Oggi come non mai l’umanità nel suo insieme ha bisogno di silenzio, di tempo per riflettere e percepire il ritmo universale. Ai discepoli moderni, se vogliono cooperare correttamente con il Piano, occorre quella quiete riflessiva che non esclude affatto l’attività esterna, ma che libera dal criticismo verbale e dalle discussioni febbrili.

 

Desiderio é un termine che designa la tendenza estrovertita dello spirito per la vita della forma. Il desiderio e’ attaccamento agli oggetti di piacere.
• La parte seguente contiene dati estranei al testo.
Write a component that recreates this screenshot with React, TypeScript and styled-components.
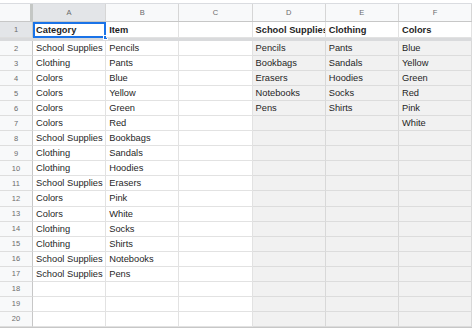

Questi sono tutti i legami che l’uomo si crea dallo stato selvaggio e primitivo, fino ai gradi avanzati del discepolato; si riferiscono tanto al desiderio di oggetti materiali quanto all’attaccamento, alle occupazioni e alle reazioni prodotte dalle emozioni e dalle attività intellettuali; comprendono tutte le gradazioni delle esperienze sensoriali, dalla reazione al calore e al cibo del selvaggio, ai rapimenti del mistico.

 

Per quanto differisca di grado, tutto ciò é attaccamento, e sembra che il progresso dell’anima stia in questo passare da un oggetto all’altro, fino a che giunge l’ora in cui l’uomo è respinto su se stesso e si trova solo. Ha esaurito tutte le possibilità di attaccamento e anche il maestro sembra averlo abbandonato. Rimane una realtà sola, la realtà spirituale che è egli stesso, e il desiderio si volge quindi all’interno. Non si esterna più e l’uomo scopre il regno di Dio entro se stesso. Sperimenta ancora e continua a manifestarsi attivamente nei mondi dell’illusione, ma opera dal centro ove dimora il Sé divino, somma di ogni desiderio, e nulla più lo attira sulle vie traverse del  piacere e del dolore.